MATERIAL SUPPLIED:
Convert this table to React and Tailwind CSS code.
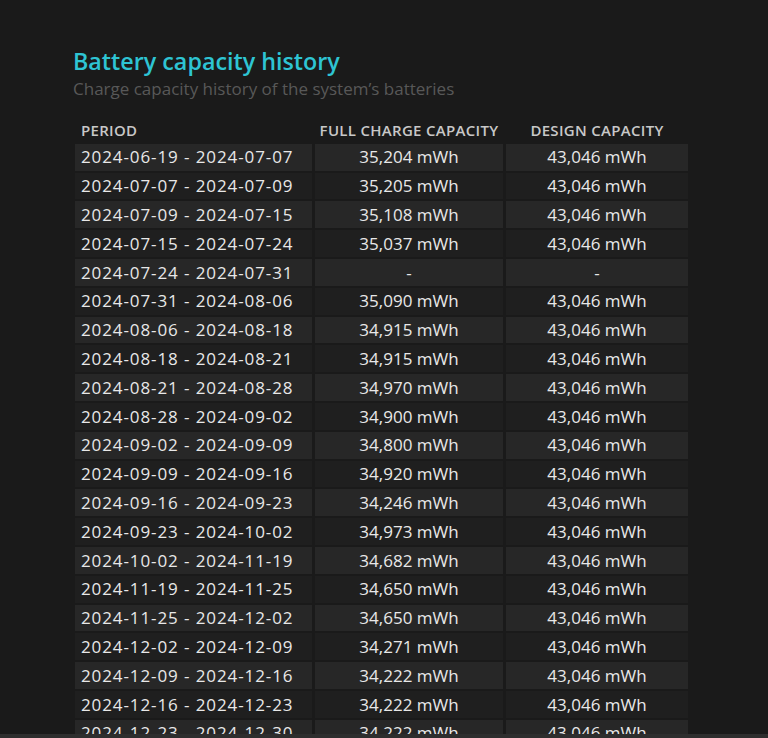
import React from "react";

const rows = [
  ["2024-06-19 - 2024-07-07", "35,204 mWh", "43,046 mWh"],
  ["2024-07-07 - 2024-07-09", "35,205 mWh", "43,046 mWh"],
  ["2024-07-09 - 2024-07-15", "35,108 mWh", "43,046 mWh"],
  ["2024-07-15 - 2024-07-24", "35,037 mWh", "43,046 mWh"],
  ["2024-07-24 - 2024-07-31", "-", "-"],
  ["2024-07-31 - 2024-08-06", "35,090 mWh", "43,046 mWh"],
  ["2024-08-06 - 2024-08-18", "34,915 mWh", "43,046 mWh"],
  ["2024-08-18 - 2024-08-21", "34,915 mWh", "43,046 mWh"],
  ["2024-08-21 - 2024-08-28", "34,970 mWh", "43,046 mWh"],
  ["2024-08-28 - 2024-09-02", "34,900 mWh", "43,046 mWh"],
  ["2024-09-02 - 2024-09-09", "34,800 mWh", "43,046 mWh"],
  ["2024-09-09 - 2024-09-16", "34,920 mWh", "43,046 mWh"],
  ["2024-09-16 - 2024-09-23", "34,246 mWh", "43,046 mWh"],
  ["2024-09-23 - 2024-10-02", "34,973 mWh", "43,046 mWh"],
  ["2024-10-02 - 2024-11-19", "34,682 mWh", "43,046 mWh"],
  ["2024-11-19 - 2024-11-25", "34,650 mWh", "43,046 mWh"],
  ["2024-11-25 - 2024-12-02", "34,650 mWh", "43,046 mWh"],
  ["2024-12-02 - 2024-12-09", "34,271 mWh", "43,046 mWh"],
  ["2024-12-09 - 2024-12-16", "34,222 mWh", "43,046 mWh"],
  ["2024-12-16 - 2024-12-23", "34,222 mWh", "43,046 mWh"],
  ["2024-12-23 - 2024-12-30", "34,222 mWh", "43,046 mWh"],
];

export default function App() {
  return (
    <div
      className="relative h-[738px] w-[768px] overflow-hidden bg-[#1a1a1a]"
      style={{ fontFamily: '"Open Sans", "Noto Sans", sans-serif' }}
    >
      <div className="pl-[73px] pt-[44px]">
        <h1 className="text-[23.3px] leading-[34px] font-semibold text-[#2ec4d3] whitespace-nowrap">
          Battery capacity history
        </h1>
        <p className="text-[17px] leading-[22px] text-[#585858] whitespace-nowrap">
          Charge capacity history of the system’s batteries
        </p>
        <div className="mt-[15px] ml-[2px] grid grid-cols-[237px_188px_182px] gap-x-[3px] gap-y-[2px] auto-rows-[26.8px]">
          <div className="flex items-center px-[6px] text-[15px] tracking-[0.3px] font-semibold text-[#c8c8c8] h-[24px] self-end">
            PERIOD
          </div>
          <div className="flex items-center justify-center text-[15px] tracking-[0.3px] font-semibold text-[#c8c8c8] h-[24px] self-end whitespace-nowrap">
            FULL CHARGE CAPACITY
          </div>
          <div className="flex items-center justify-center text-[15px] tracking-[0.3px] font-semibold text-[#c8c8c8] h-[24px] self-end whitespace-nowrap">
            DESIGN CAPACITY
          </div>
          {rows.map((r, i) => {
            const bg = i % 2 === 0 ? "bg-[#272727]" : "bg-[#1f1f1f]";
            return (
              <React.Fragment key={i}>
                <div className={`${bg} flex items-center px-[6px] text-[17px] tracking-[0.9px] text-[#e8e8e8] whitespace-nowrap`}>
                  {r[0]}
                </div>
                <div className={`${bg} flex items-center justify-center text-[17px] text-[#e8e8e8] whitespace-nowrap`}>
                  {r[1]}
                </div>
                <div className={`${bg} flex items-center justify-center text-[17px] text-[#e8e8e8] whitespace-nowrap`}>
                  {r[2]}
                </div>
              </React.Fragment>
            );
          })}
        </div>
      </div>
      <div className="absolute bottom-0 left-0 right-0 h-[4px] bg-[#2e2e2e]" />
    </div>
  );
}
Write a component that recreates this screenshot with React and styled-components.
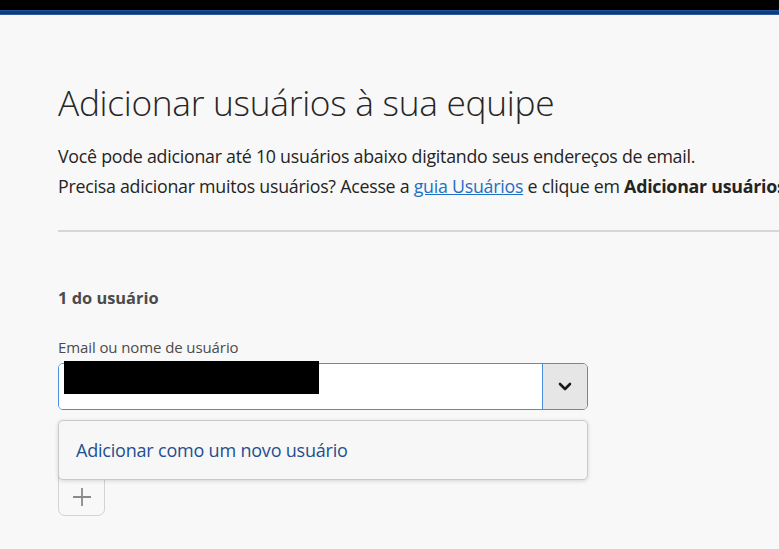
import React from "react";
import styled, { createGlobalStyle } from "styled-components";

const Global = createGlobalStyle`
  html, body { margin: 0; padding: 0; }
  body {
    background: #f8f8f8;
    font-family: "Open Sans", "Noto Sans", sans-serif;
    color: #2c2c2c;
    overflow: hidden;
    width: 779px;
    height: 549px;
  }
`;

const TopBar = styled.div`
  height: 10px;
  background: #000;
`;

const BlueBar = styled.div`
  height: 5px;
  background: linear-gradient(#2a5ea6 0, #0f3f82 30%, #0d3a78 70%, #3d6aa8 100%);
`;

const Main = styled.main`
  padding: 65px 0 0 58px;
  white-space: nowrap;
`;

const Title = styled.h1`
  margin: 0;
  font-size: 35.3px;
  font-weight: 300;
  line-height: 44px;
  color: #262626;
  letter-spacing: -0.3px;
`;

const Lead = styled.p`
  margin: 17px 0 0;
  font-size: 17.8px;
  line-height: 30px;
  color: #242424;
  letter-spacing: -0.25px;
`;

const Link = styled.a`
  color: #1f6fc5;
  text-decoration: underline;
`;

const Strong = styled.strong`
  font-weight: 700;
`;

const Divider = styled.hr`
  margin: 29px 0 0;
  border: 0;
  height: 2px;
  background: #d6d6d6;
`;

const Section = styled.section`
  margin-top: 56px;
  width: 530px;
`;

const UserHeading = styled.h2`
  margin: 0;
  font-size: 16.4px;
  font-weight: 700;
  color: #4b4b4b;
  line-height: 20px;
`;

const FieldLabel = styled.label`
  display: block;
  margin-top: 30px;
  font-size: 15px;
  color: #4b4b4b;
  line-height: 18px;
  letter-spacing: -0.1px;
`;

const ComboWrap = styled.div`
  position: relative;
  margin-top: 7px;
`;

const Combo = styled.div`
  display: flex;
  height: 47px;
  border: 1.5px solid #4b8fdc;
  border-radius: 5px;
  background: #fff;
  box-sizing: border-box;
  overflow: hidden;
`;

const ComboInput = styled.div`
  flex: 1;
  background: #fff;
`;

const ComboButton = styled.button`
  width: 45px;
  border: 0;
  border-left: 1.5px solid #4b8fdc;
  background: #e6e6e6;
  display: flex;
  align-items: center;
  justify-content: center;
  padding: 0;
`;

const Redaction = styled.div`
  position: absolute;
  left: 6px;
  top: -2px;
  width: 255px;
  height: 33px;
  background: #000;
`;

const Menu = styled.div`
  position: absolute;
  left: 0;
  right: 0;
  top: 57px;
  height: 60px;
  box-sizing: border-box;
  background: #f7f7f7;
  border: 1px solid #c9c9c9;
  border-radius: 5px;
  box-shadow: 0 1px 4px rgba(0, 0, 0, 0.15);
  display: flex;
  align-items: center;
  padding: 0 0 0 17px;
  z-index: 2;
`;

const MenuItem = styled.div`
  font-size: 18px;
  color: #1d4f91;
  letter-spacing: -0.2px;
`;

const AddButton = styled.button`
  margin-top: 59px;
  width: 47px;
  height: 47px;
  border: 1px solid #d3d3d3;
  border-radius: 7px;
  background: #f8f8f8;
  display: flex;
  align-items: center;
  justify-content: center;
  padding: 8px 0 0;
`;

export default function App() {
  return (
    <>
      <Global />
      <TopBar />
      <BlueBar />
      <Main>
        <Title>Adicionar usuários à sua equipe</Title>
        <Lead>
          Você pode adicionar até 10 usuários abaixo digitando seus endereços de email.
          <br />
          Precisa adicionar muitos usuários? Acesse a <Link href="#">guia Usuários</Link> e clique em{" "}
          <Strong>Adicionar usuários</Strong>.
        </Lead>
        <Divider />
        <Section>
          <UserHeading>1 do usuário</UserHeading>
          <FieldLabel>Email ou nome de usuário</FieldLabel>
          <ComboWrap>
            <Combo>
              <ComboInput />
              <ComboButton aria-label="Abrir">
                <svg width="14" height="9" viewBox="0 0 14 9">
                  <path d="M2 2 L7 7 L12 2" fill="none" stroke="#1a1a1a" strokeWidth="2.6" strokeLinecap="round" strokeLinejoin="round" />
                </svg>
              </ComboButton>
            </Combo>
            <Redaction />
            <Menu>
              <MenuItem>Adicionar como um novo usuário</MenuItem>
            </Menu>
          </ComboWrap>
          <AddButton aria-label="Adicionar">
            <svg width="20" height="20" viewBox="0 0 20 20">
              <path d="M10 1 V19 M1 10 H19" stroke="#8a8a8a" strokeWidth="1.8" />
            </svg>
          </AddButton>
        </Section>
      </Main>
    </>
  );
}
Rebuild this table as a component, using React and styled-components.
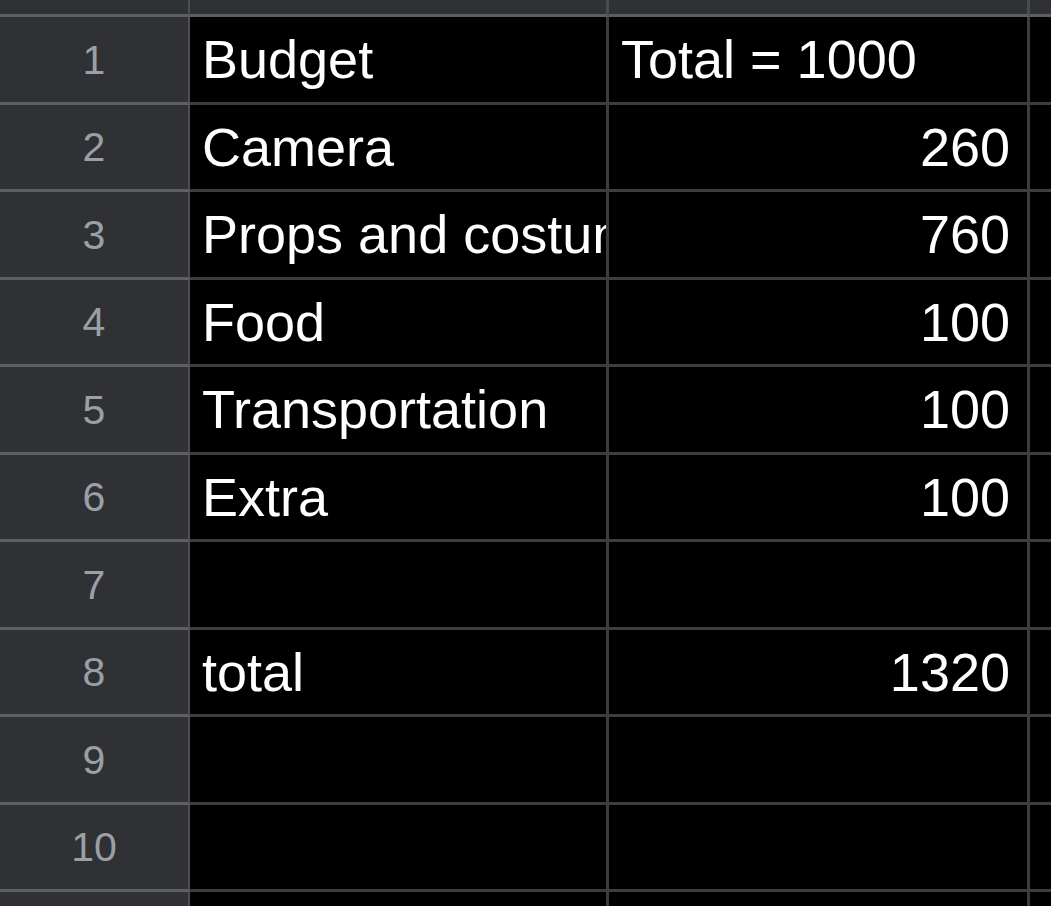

REQUIRED TASK:
Track down all lines above with the string "table" and copy them.

EXERCISE OUTPUT:
Convert this table to React and Tailwind CSS code.
Rebuild this table as a component, using React and styled-components.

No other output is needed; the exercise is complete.